#### [WRITTEN REQUEST]
Go through the listing and copy each line with the string "index".

= = = = = = =

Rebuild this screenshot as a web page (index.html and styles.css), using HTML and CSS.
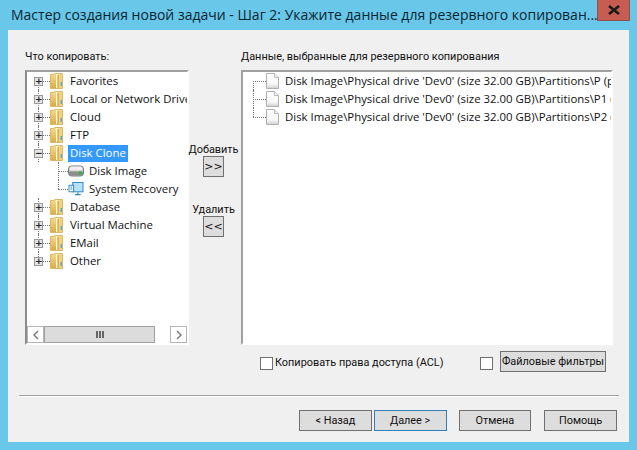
FILE: index.html
```html
<!DOCTYPE html>
<html lang="ru">
<head>
<meta charset="utf-8">
<title>Мастер создания новой задачи</title>
<link rel="stylesheet" href="styles.css">
</head>
<body>
<svg class="defs" width="0" height="0" aria-hidden="true">
  <defs>
    <linearGradient id="fl" x1="0" y1="0" x2="0" y2="1"><stop offset="0" stop-color="#f5dc8e"/><stop offset="1" stop-color="#d9ac48"/></linearGradient>
    <linearGradient id="dg" x1="0" y1="0" x2="0" y2="1"><stop offset="0" stop-color="#ffffff"/><stop offset=".7" stop-color="#f7f7f7"/><stop offset="1" stop-color="#cfcfcf"/></linearGradient>
  </defs>
  <symbol id="folder" viewBox="0 0 13 16">
    <path d="M.5 1.5h3L5 .5h7.5v15H.5z" fill="url(#fl)" stroke="#d8b766"/>
    <path d="M7 1v14" stroke="#fff6d2" stroke-width="2"/>
    <path d="M8 2h4v13H8z" fill="#f2d27a"/>
    <path d="M8 2v13" stroke="#c0933a"/>
    <path d="M10.5 9h1.5v4h-1.5z" fill="#63a6d2"/>
  </symbol>
  <symbol id="doc" viewBox="0 0 13 16">
    <path d="M.5.5h8l4 4v11H.5z" fill="url(#dg)" stroke="#b0b0b0"/>
    <path d="M8.5.5v4h4" fill="#eee" stroke="#bdbdbd"/>
  </symbol>
</svg>
<div class="window">
  <header class="titlebar">
    <h1 class="title">Мастер создания новой задачи - Шаг 2: Укажите данные для резервного копирован...</h1>
    <button class="close" type="button" aria-label="Закрыть">
      <svg width="14" height="10" viewBox="0 0 14 10"><path d="M2 1l10 8M12 1L2 9" stroke="#1a1a1a" stroke-width="2.6" fill="none"/></svg>
    </button>
  </header>
  <main class="client">
    <section class="panes">
      <div class="pane pane-left">
        <div class="pane-label">Что копировать:</div>
        <div class="sunken tree-box">
          <ul class="tree">
            <li class="row"><span class="exp">+</span><span class="dash"></span><svg class="ico"><use href="#folder"/></svg><span class="lbl">Favorites</span></li>
            <li class="row"><span class="exp">+</span><span class="dash"></span><svg class="ico"><use href="#folder"/></svg><span class="lbl">Local or Network Drive</span></li>
            <li class="row"><span class="exp">+</span><span class="dash"></span><svg class="ico"><use href="#folder"/></svg><span class="lbl">Cloud</span></li>
            <li class="row"><span class="exp">+</span><span class="dash"></span><svg class="ico"><use href="#folder"/></svg><span class="lbl">FTP</span></li>
            <li class="row"><span class="exp">−</span><span class="dash"></span><svg class="ico"><use href="#folder"/></svg><span class="lbl selected">Disk Clone</span></li>
            <li class="row child">
              <span class="dash dash-long"></span>
              <svg class="ico ico-child" viewBox="0 0 16 11"><rect x=".5" y=".5" width="15" height="10" rx="3" fill="#c4c4c4" stroke="#777"/><rect x="1.5" y="1" width="13" height="4" rx="2" fill="#f0f0f0"/><rect x="1" y="6" width="14" height="4" rx="1.5" fill="#8c8c8c"/><rect x="11" y="6" width="3" height="3" fill="#35b044"/></svg>
              <span class="lbl">Disk Image</span>
            </li>
            <li class="row child last">
              <span class="dash dash-long"></span>
              <svg class="ico ico-child" viewBox="0 0 16 15"><rect x="4.5" y=".5" width="11" height="10" fill="#b5e2fa" stroke="#2f83bf"/><path d="M10 11v2M7 13.5h6" stroke="#2f83bf" stroke-width="1.2"/><rect x=".5" y="3.5" width="5" height="7" fill="#fff" stroke="#2f83bf"/><path d="M2 5.5h2M2 7.5h2" stroke="#2f83bf"/></svg>
              <span class="lbl">System Recovery</span>
            </li>
            <li class="row"><span class="exp">+</span><span class="dash"></span><svg class="ico"><use href="#folder"/></svg><span class="lbl">Database</span></li>
            <li class="row"><span class="exp">+</span><span class="dash"></span><svg class="ico"><use href="#folder"/></svg><span class="lbl">Virtual Machine</span></li>
            <li class="row"><span class="exp">+</span><span class="dash"></span><svg class="ico"><use href="#folder"/></svg><span class="lbl">EMail</span></li>
            <li class="row end"><span class="exp">+</span><span class="dash"></span><svg class="ico"><use href="#folder"/></svg><span class="lbl">Other</span></li>
          </ul>
          <div class="hscroll">
            <span class="sb-btn"><svg width="8" height="10" viewBox="0 0 8 10"><path d="M6 1L2 5l4 4" stroke="#777" stroke-width="1.4" fill="none"/></svg></span>
            <span class="sb-thumb"><i></i><i></i><i></i></span>
            <span class="sb-track"></span>
            <span class="sb-btn"><svg width="8" height="10" viewBox="0 0 8 10"><path d="M2 1l4 4-4 4" stroke="#777" stroke-width="1.4" fill="none"/></svg></span>
          </div>
        </div>
      </div>
      <div class="mid">
        <div class="mid-group mid-add"><span>Добавить</span><button class="btn btn-sq" type="button">&gt;&gt;</button></div>
        <div class="mid-group mid-del"><span>Удалить</span><button class="btn btn-sq" type="button">&lt;&lt;</button></div>
      </div>
      <div class="pane pane-right">
        <div class="pane-label">Данные, выбранные для резервного копирования</div>
        <div class="sunken list-box">
          <ul class="list">
            <li class="lrow"><span class="ldash"></span><svg class="ldoc"><use href="#doc"/></svg><span class="ltext">Disk Image\Physical drive 'Dev0' (size 32.00 GB)\Partitions\P (p</span></li>
            <li class="lrow"><span class="ldash"></span><svg class="ldoc"><use href="#doc"/></svg><span class="ltext">Disk Image\Physical drive 'Dev0' (size 32.00 GB)\Partitions\P1 (</span></li>
            <li class="lrow"><span class="ldash"></span><svg class="ldoc"><use href="#doc"/></svg><span class="ltext">Disk Image\Physical drive 'Dev0' (size 32.00 GB)\Partitions\P2 (</span></li>
          </ul>
        </div>
      </div>
    </section>
    <section class="options">
      <label class="check"><span class="box"></span>Копировать права доступа (ACL)</label>
      <span class="box box-filter"></span>
      <button class="btn btn-filter" type="button">Файловые фильтры</button>
    </section>
    <hr class="sep">
    <footer class="actions">
      <button class="btn btn-act" type="button">&lt; Назад</button>
      <button class="btn btn-act btn-default" type="button">Далее &gt;</button>
      <button class="btn btn-act btn-cancel" type="button">Отмена</button>
      <button class="btn btn-act btn-help" type="button">Помощь</button>
    </footer>
  </main>
</div>
</body>
</html>
```
FILE: styles.css
```css
* { box-sizing: border-box; }
html, body { margin: 0; padding: 0; }
body { width: 637px; height: 450px; overflow: hidden; font: 11.4px/16px "Open Sans", "Noto Sans", sans-serif; color: #111; }
.defs { position: absolute; }
ul { list-style: none; margin: 0; padding: 0; }
.window { width: 637px; height: 450px; background: #69c8ea; display: flex; flex-direction: column; padding: 0 8px 8px; }
.titlebar { height: 30px; flex: none; display: flex; align-items: flex-start; justify-content: space-between; margin-right: -1px; }
.title { flex: 1; min-width: 0; margin: 0; padding: 5px 0 0 3px; font: 400 14px/20px "Open Sans", "Noto Sans", sans-serif; color: #0c2530; white-space: nowrap; }
.close { flex: none; width: 33px; height: 21px; background: #c75c52; border: 1px solid #8f5048; border-top: 0; padding: 0; display: flex; align-items: center; justify-content: center; }
.client { flex: 1; background: #f0f0f0; display: flex; flex-direction: column; padding: 18px 10px 11px 11px; }
.panes { display: flex; height: 297px; padding-left: 6px; }
.pane { display: flex; flex-direction: column; }
.pane-left { width: 164px; }
.pane-right { width: 372px; }
.pane-label { height: 22px; white-space: nowrap; font: 10.9px/18px Roboto, sans-serif; }
.sunken { flex: 1; background: #fff; border: 2px solid #fff; border-top-color: #a0a0a0; border-left-color: #a0a0a0; min-height: 0; overflow: hidden; display: flex; flex-direction: column; }
.tree-box { border-left-color: #8a8a8a; }
.tree { flex: 1; overflow: hidden; }
.row { height: 18px; display: flex; align-items: center; position: relative; padding-left: 7px; white-space: nowrap; }
.row::before { content: ""; position: absolute; left: 11px; top: 0; bottom: 0; border-left: 1px dotted #777; }
.row:first-child::before { top: 9px; }
.row.end::before { bottom: 9px; }
.exp { width: 9px; height: 9px; border: 1px solid #9a9a9a; background: #e4e4e4; font: 700 9px/7px "DejaVu Sans", sans-serif; text-align: center; color: #222; position: relative; flex: none; }
.dash { width: 7px; border-top: 1px dotted #777; flex: none; }
.ico { width: 13px; height: 16px; flex: none; }
.lbl { margin-left: 5px; padding: 0 2px 2px; line-height: 15px; }
.selected { background: #3399ff; color: #fff; }
.child { padding-left: 31px; }
.child::before { left: 31px; }
.child.last::before { bottom: 9px; }
.dash-long { width: 10px; }
.ico-child { width: 16px; height: 14px; }
.ico-child + .lbl { margin-left: 3px; }
.hscroll { height: 17px; flex: none; display: flex; }
.sb-btn { width: 17px; flex: none; border: 1px solid #b5b5b5; display: flex; align-items: center; justify-content: center; }
.sb-thumb { width: 111px; background: #dcdcdc; border: 1px solid #a0a0a0; display: flex; align-items: center; justify-content: center; gap: 1px; }
.sb-thumb i { width: 2px; height: 7px; background: #666; }
.sb-track { flex: 1; background: #fff; }
.mid { width: 52px; display: flex; flex-direction: column; align-items: center; padding: 93px 3px 0 0; }
.mid-group { display: flex; flex-direction: column; align-items: center; font: 10.9px/18px Roboto, sans-serif; }
.mid-group span { height: 15px; }
.mid-add { margin-bottom: 24px; }
.btn { background: #dddddd; border: 1px solid #707070; color: #111; font: 10.9px/16px Roboto, sans-serif; padding: 0; border-radius: 0; white-space: nowrap; }
.btn-sq { width: 21px; height: 21px; font-family: "DejaVu Sans", sans-serif; font-size: 11px; }
.list { padding: 0; }
.lrow { height: 18px; display: flex; align-items: center; position: relative; padding-left: 10px; white-space: nowrap; overflow: hidden; }
.lrow::before { content: ""; position: absolute; left: 10px; top: 0; bottom: 0; border-left: 1px dotted #777; }
.lrow:first-child::before { top: 9px; }
.lrow:last-child::before { bottom: 9px; }
.ldash { width: 13px; border-top: 1px dotted #777; flex: none; }
.ldoc { width: 13px; height: 16px; flex: none; }
.ltext { margin-left: 6px; }
.options { height: 27px; display: flex; align-items: center; padding-left: 241px; margin-top: 3px; }
.check { display: flex; align-items: center; font: 10.9px/16px Roboto, sans-serif; width: 220px; margin-top: 3px; }
.box { width: 13px; height: 13px; background: #fff; border: 1px solid #707070; flex: none; margin-right: 2px; display: inline-block; }
.box-filter { margin-right: 7px; margin-top: 3px; }
.btn-filter { width: 106px; height: 21px; }
.sep { width: 600px; margin: 20px 0 0; border: 0; border-top: 1px solid #a0a0a0; border-bottom: 1px solid #fff; height: 2px; }
.actions { display: flex; padding-left: 280px; margin-top: 13px; }
.btn-act { width: 73px; height: 21px; margin-right: 2px; }
.btn-default { border-color: #2f7fb8; margin-right: 12px; }
.btn-cancel { margin-right: 13px; }
```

= = = = = = =

#### [SOLUTION FOR THIS TASK]
Rebuild this screenshot as a web page (index.html and styles.css), using HTML and CSS.
FILE: index.html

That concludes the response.